Por Balazs Koranyi e Francesco Canepa
SINTRA, Portugal (Reuters) - Algumas autoridades do Banco Central Europeu (BCE) estão pedindo uma revisão das políticas agressivas de estímulo monetário que a instituição empregou por quase uma década para combater a inflação baixa, considerando que elas podem ter causado mais danos do que benefícios, disseram fontes à Reuters.
Seis autoridades disseram que desejam debater e possivelmente mudar uma cláusula na declaração de estratégia do BCE que pede uma ação "especialmente vigorosa ou persistente" quando os juros estão em níveis baixos. Todos falaram sob condição de anonimato porque a discussão é privada e preliminar.
Espera-se que esse debate ocorra em uma revisão da estratégia do BCE que está prestes a iniciar e será concluída no próximo ano.
"Compramos trilhões e trilhões de euros em ativos e ainda não conseguimos que a inflação volte à meta", disse uma das fontes. "Anos após o fim desse estímulo, ainda estamos sentados em mais de 3 trilhões de euros de excesso de liquidez."

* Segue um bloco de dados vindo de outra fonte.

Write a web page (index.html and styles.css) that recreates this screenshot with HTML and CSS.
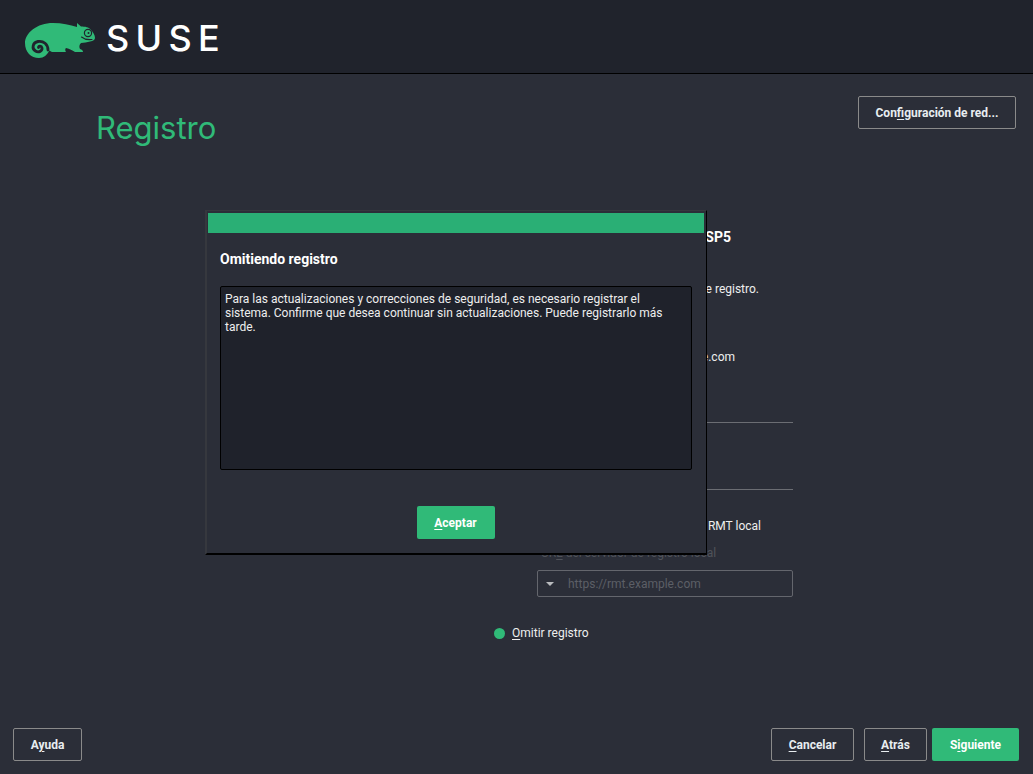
FILE: index.html
```html
<!DOCTYPE html>
<html lang="es">
<head>
<meta charset="utf-8">
<title>Registro</title>
<link rel="stylesheet" href="styles.css">
</head>
<body>
<header class="topbar">
  <svg class="logo" width="72" height="37" viewBox="25 22 72 37" aria-hidden="true">
    <path class="logo-body" d="M25 43C25 33 37 23 53 23C62 23 70 25 77 27L77 23L81 26.5C85 26.5 89 27 91 30C93 32 95 35 95 38C95 40 93 41 90 41.5C87 42.5 84 42.5 81 43C79 45 79 47 80 49C82 49.5 83 50.5 83 52L75 52C72 50.5 70 48.5 66 48C65 49 65 50.5 66 52L52 52C51 51.5 50 51 49.5 50.5C47 55 44 58 39 58C31 58 25 52 25 43Z"/>
    <path class="logo-cut" d="M38.5 47.5C38.5 45.5 41.5 45.5 42 48C42.5 51 38.5 53 35.5 51C31.5 48.5 32.5 42.5 38 41.5C43.5 40.5 48 44.5 48 50"/>
    <circle class="logo-eye" cx="88" cy="33" r="3.6"/>
    <circle class="logo-pupil" cx="88.5" cy="33" r="1"/>
    <path class="logo-mouth" d="M81.5 37C84 39 88 40 92 39.5"/>
  </svg>
  <span class="wordmark">SUSE</span>
</header>

<main class="content">
  <div class="title-row">
    <h1 class="title">Registro</h1>
    <button class="btn btn-outline btn-network">Con<u>f</u>iguración de red...</button>
  </div>
  <section class="form">
    <h2 class="product">SUSE Linux Enterprise Server 15 SP5</h2>
    <p class="line line-method">Código de registro.</p>
    <p class="line line-mail">correo@example.com</p>
    <hr class="rule rule-first">
    <hr class="rule rule-second">
    <p class="line line-rmt">Registrar el sistema mediante servidor RMT local</p>
    <label class="url-label">UR<u>L</u> del servidor de registro local</label>
    <div class="combo">
      <span class="combo-arrow"></span>
      <span class="combo-text">https://rmt.example.com</span>
    </div>
    <div class="skip">
      <span class="radio"></span>
      <span class="skip-text"><u>O</u>mitir registro</span>
    </div>
  </section>
</main>

<footer class="footer">
  <button class="btn btn-outline btn-help">A<u>y</u>uda</button>
  <div class="footer-right">
    <button class="btn btn-outline btn-cancel"><u>C</u>ancelar</button>
    <button class="btn btn-outline btn-back"><u>A</u>trás</button>
    <button class="btn btn-primary btn-next">S<u>i</u>guiente</button>
  </div>
</footer>

<div class="dialog" role="dialog">
  <div class="dialog-bar"></div>
  <h3 class="dialog-title">Omitiendo registro</h3>
  <div class="dialog-text">Para las actualizaciones y correcciones de seguridad, es necesario registrar el sistema. Confirme que desea continuar sin actualizaciones. Puede registrarlo más tarde.</div>
  <div class="dialog-actions">
    <button class="btn btn-primary btn-ok"><u>A</u>ceptar</button>
  </div>
</div>
</body>
</html>
```

FILE: styles.css
```css
* { box-sizing: border-box; }
html, body { height: 100%; }
body {
  margin: 0;
  height: 774px;
  overflow: hidden;
  position: relative;
  display: flex;
  flex-direction: column;
  background: #2b2e38;
  color: #eeeeee;
  font-family: Roboto, "Liberation Sans", sans-serif;
  font-size: 12px;
}
u { text-underline-offset: 2px; text-decoration-thickness: 1px; }

.topbar {
  height: 74px;
  flex: none;
  display: flex;
  align-items: flex-start;
  background: #20232c;
  border-bottom: 1px solid #000;
  padding: 22px 0 0 25px;
}
.logo { display: block; }
.logo-body { fill: #30ba78; }
.logo-cut { fill: none; stroke: #20232c; stroke-width: 2.8; stroke-linecap: round; }
.logo-eye { fill: #30ba78; stroke: #20232c; stroke-width: 1.2; }
.logo-pupil { fill: #20232c; }
.logo-mouth { fill: none; stroke: #20232c; stroke-width: 1.1; stroke-linecap: round; }
.wordmark {
  margin: -6px 0 0 9px;
  font-family: Inter, sans-serif;
  font-weight: 500;
  font-size: 36px;
  line-height: 44px;
  letter-spacing: 6.3px;
  color: #fff;
}

.content { flex: 1; min-height: 0; display: flex; flex-direction: column; }
.title-row {
  display: flex;
  justify-content: space-between;
  align-items: flex-start;
  padding: 22px 17px 0 96px;
}
.title {
  margin: 12px 0 0;
  font-family: Inter, sans-serif;
  font-weight: 400;
  font-size: 31px;
  line-height: 40px;
  color: #30ba78;
}

.btn {
  height: 33px;
  padding: 0;
  border-radius: 2px;
  font-family: Roboto, "Liberation Sans", sans-serif;
  font-size: 12px;
  font-weight: 700;
  cursor: pointer;
}
.btn-outline { background: transparent; border: 1px solid #8a8a8a; color: #e8edf0; }
.btn-primary { background: #30ba78; border: 0; color: #fff; }
.btn-network { width: 158px; }
.btn-help { width: 69px; }
.btn-cancel { width: 83px; margin-right: 5px; }
.btn-back { width: 63px; }
.btn-next { width: 87px; }
.btn-ok { width: 78px; }

.form { position: relative; flex: 1; padding-left: 537px; padding-right: 240px; }
.product {
  margin: 80px -62px 0 -300px;
  padding-right: 124px;
  text-align: right;
  font-size: 14px;
  line-height: 18px;
  font-weight: 700;
  color: #fff;
}
.line { margin: 0; line-height: 14px; white-space: nowrap; color: #eeeeee; }
.line-method { margin: 36px 34px 0 -300px; text-align: right; }
.line-mail { margin: 54px 58px 0 -300px; text-align: right; }
.rule { margin: 0; border: 0; height: 1px; background: #6b6d73; }
.rule-first { margin-top: 58px; }
.rule-second { margin-top: 66px; }
.line-rmt { margin: 29px -32px 0 -300px; text-align: right; padding-right: 64px; }
.url-label { display: block; margin: 13px 0 0 4px; line-height: 14px; color: #50535a; white-space: nowrap; }
.combo {
  display: flex;
  align-items: center;
  height: 27px;
  margin-top: 10px;
  border: 1px solid #64666d;
  border-radius: 2px;
}
.combo-arrow {
  width: 0; height: 0;
  margin-left: 8px;
  border-left: 4px solid transparent;
  border-right: 4px solid transparent;
  border-top: 4px solid #b9bbbe;
}
.combo-text { margin-left: 14px; color: #5c5f66; }
.skip { display: flex; align-items: center; margin: 29px 0 0 -43px; height: 14px; white-space: nowrap; }
.radio { width: 11px; height: 11px; border-radius: 50%; background: #30ba78; }
.skip-text { margin-left: 7px; }

.footer {
  flex: none;
  display: flex;
  justify-content: space-between;
  padding: 0 14px 13px 13px;
}
.footer-right { display: flex; gap: 5px; }

.dialog {
  position: absolute;
  left: 205px;
  top: 210px;
  width: 502px;
  height: 345px;
  display: flex;
  flex-direction: column;
  background: #2b2e38;
  border-style: solid;
  border-color: #36383e #000 #000 #36383e;
  border-width: 1px 1px 2px 2px;
  padding: 2px 0 0 1px;
}
.dialog-bar { height: 20px; flex: none; background: #2aaf75; margin-right: 2px; }
.dialog-title {
  margin: 17px 0 0 12px;
  font-size: 14px;
  line-height: 18px;
  font-weight: 700;
  color: #fff;
}
.dialog-text {
  margin: 18px 14px 0 12px;
  height: 184px;
  padding: 5px 4px;
  background: #1f222b;
  border: 1px solid #000;
  border-radius: 2px;
  line-height: 14px;
  color: #eeeeee;
}
.dialog-actions { display: flex; justify-content: center; margin-top: 36px; padding-right: 3px; }
```
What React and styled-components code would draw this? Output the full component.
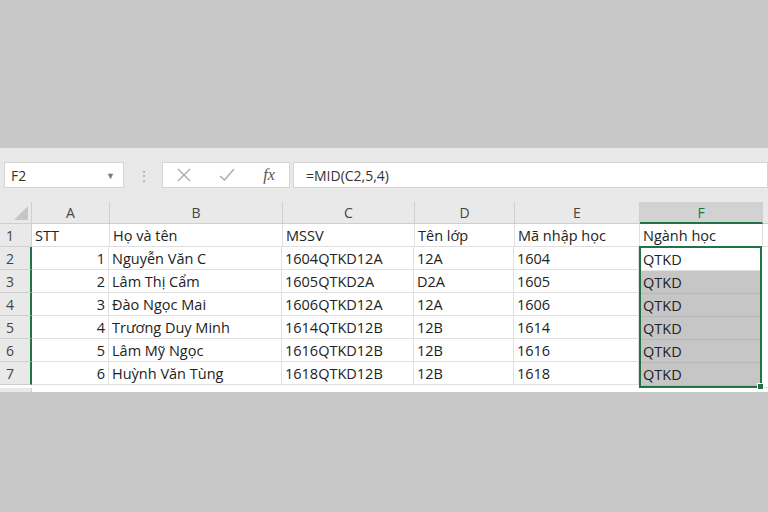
import styled, { createGlobalStyle } from "styled-components";

const Global = createGlobalStyle`
  body { margin: 0; background: #c8c8c8; font-family: "Open Sans", "Liberation Sans", sans-serif; }
`;

const cols = [
  { k: "A", w: 78 },
  { k: "B", w: 173 },
  { k: "C", w: 132 },
  { k: "D", w: 100 },
  { k: "E", w: 125 },
  { k: "F", w: 123 },
  { k: "", w: 40 },
];

const rows = [
  ["STT", "Họ và tên", "MSSV", "Tên lớp", "Mã nhập học", "Ngành học"],
  ["1", "Nguyễn Văn C", "1604QTKD12A", "12A", "1604", "QTKD"],
  ["2", "Lâm Thị Cẩm", "1605QTKD2A", "D2A", "1605", "QTKD"],
  ["3", "Đào Ngọc Mai", "1606QTKD12A", "12A", "1606", "QTKD"],
  ["4", "Trương Duy Minh", "1614QTKD12B", "12B", "1614", "QTKD"],
  ["5", "Lâm Mỹ Ngọc", "1616QTKD12B", "12B", "1616", "QTKD"],
  ["6", "Huỳnh Văn Tùng", "1618QTKD12B", "12B", "1618", "QTKD"],
];

const Page = styled.div`
  height: 512px;
  display: flex;
  flex-direction: column;
  padding-top: 148px;
  box-sizing: border-box;
`;
const Sheet = styled.div`
  background: #e9e9e9;
  height: 244px;
  overflow: hidden;
`;
const Toolbar = styled.div`
  display: flex;
  align-items: center;
  height: 26px;
  margin: 14px 0 14px 4px;
  gap: 3px;
`;
const NameBox = styled.div`
  width: 120px;
  height: 26px;
  background: #fff;
  border: 1px solid #d4d4d4;
  box-sizing: border-box;
  display: flex;
  align-items: center;
  justify-content: space-between;
  padding: 0 8px 0 6px;
  font-size: 14px;
  color: #333;
`;
const Dots = styled.div`
  width: 32px;
  text-align: center;
  color: #aaa;
  font-size: 14px;
  letter-spacing: -2px;
`;
const IconBox = styled.div`
  width: 128px;
  height: 26px;
  background: #fff;
  border: 1px solid #d4d4d4;
  box-sizing: border-box;
  display: flex;
  align-items: center;
  justify-content: space-around;
  color: #999;
`;
const Fx = styled.span`
  font-family: "Liberation Serif", serif;
  font-style: italic;
  color: #555;
  font-size: 16px;
`;
const Formula = styled.div`
  flex: 1;
  height: 26px;
  background: #fff;
  border: 1px solid #d4d4d4;
  box-sizing: border-box;
  display: flex;
  align-items: center;
  padding-left: 12px;
  font-size: 14px;
  color: #333;
`;
const Grid = styled.div`
  background: #fff;
`;
const Row = styled.div`
  display: flex;
  height: ${(p) => p.h}px;
`;
const Head = styled.div`
  width: ${(p) => p.w}px;
  flex: none;
  box-sizing: border-box;
  background: ${(p) => (p.sel ? "#d2d2d2" : "#e9e9e9")};
  color: ${(p) => (p.sel ? "#217346" : "#444")};
  border-right: 1px solid #cfcfcf;
  border-bottom: ${(p) => (p.sel ? "2px solid #217346" : "1px solid #cfcfcf")};
  display: flex;
  align-items: center;
  justify-content: ${(p) => (p.left ? "flex-start" : "center")};
  padding-left: ${(p) => (p.left ? 6 : 0)}px;
  font-size: 14px;
`;
const Corner = styled(Head)`
  position: relative;
  &::after {
    content: "";
    position: absolute;
    right: 3px;
    bottom: 3px;
    border-left: 14px solid transparent;
    border-bottom: 14px solid #c6c6c6;
  }
`;
const Cell = styled.div`
  width: ${(p) => p.w}px;
  flex: none;
  box-sizing: border-box;
  border-right: 1px solid #e0e0e0;
  border-bottom: 1px solid #e0e0e0;
  background: ${(p) => (p.shade ? "#c6c6c6" : "#fff")};
  display: flex;
  align-items: center;
  justify-content: ${(p) => (p.right ? "flex-end" : "flex-start")};
  padding: 0 3px;
  font-size: 14.5px;
  color: #222;
  white-space: nowrap;
`;
const Sel = styled.div`
  position: relative;
  width: 123px;
  flex: none;
  border: 2px solid #217346;
  box-sizing: border-box;
  margin-top: -1px;
  &::after {
    content: "";
    position: absolute;
    right: -4px;
    bottom: -4px;
    width: 5px;
    height: 5px;
    background: #217346;
    border: 1px solid #fff;
  }
`;
const SelCell = styled.div`
  height: 23px;
  background: ${(p) => (p.shade ? "#c6c6c6" : "#fff")};
  border-bottom: 1px solid ${(p) => (p.shade ? "#b8b8b8" : "#e0e0e0")};
  box-sizing: border-box;
  display: flex;
  align-items: center;
  padding-left: 2px;
  font-size: 14.5px;
  color: #222;
`;
const Body = styled.div`
  display: flex;
`;
const Left = styled.div``;

export default function App() {
  return (
    <>
      <Global />
      <Page>
        <Sheet>
          <Toolbar>
            <NameBox>
              <span>F2</span>
              <span style={{ fontSize: 9, color: "#777" }}>▼</span>
            </NameBox>
            <Dots>⋮</Dots>
            <IconBox>
              <svg width="14" height="14" viewBox="0 0 14 14" stroke="#aaa" strokeWidth="1.4">
                <path d="M1 1L13 13M13 1L1 13" />
              </svg>
              <svg width="16" height="14" viewBox="0 0 16 14" stroke="#aaa" strokeWidth="1.4" fill="none">
                <path d="M1 8L5.5 12L15 1" />
              </svg>
              <Fx>fx</Fx>
            </IconBox>
            <Formula>=MID(C2,5,4)</Formula>
          </Toolbar>
          <Grid>
            <Row h={22}>
              <Corner w={32} />
              {cols.map((c) => (
                <Head key={c.k} w={c.w} sel={c.k === "F"}>
                  {c.k}
                </Head>
              ))}
            </Row>
            <Row h={23}>
              <Head w={32} left>1</Head>
              {rows[0].map((v, i) => (
                <Cell key={i} w={cols[i].w}>{v}</Cell>
              ))}
              <Cell w={40} />
            </Row>
            <Body>
              <Left>
                {rows.slice(1).map((r, ri) => (
                  <Row h={23} key={ri}>
                    <Head w={32} left sel={false} style={{ borderRight: "2px solid #217346" }}>
                      {ri + 2}
                    </Head>
                    {r.slice(0, 5).map((v, i) => (
                      <Cell key={i} w={cols[i].w - (i === 0 ? 1 : 0)} right={i === 0}>
                        {v}
                      </Cell>
                    ))}
                  </Row>
                ))}
              </Left>
              <Sel>
                {rows.slice(1).map((r, ri) => (
                  <SelCell key={ri} shade={ri > 0}>{r[5]}</SelCell>
                ))}
              </Sel>
              <Cell w={40} />
            </Body>
            <Row h={6}>
              <Head w={32} left />
            </Row>
          </Grid>
        </Sheet>
      </Page>
    </>
  );
}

Os apelos representam um dos desafios mais diretos até agora à lógica que sustentou as políticas de afrouxamento quantitativo (QE, na sigla em inglês) implantadas por muitos bancos centrais após a crise financeira global para estimular as economias e evitar o risco de deflação.
O BCE comprou cerca de 5 trilhões de euros em dívidas -- principalmente títulos públicos -- durante quase uma década antes da pandemia da Covid-19 e também concedeu empréstimos sem juros aos bancos.
Embora a questão pareça distante agora que a inflação está acima da meta e as taxas de juros estão altas, comentários recentes do Banco de Compensações Internacionais (BIS, na sigla em inglês), um grupo global que reúne os bancos centrais, reacenderam o debate sobre a eficácia do QE.
"O BIS gerou uma grande tempestade neste fim de semana e acho que eles estão certos quando dizem que precisamos reavaliar a forma como usamos algumas de nossas ferramentas", disse uma das fontes do BCE.
Um porta-voz do BCE não quis comentar.
O BIS argumentou que o uso prolongado da política monetária ultrafrouxa gera retornos decrescentes e cria efeitos colaterais indesejáveis, incluindo a tomada excessiva de riscos por parte de empresas, famílias e governos.
"Essas limitações não foram totalmente apreciadas na época em que as medidas foram introduzidas pela primeira vez", disse em sua principal publicação.
Em vez disso, argumentaram as fontes, os bancos centrais poderiam simplesmente conviver com uma inflação modesta abaixo do esperado, pois o custo é relativamente pequeno em comparação com o esforço de estímulo.
O BCE encerrou seus programas de QE em 2022 e vem reduzindo seus títulos desde 2023.
Porém, 3 trilhões de euros de excesso de liquidez permanecem no sistema, mesmo após uma série de aumentos acentuados nos juros, e ainda pode levar meia década para cair para os níveis desejados.
Todos as seis autoridades do BCE que falaram com a Reuters concordaram que as compras de ativos eram a ferramenta certa no caso de um choque como a pandemia, para a qual o banco central da zona do euro lançou um esquema separado de compra de títulos.
Mas outros disseram que o QE não deveria ser usado com tanta intensidade e por tanto tempo para responder a questões de longo prazo, principalmente deficiências estruturais que precisam ser resolvidas pelos governos e não pelos bancos centrais.
Todas as seis fontes afirmaram que o BCE deveria manter uma abordagem simétrica em relação à sua meta de 2%, mas algumas argumentaram que ele deveria remover seu compromisso com uma resposta especialmente vigorosa ou persistente aos preços baixos. Outras querem um reconhecimento claro de que as compras prolongadas de ativos não são um instrumento de política adequado.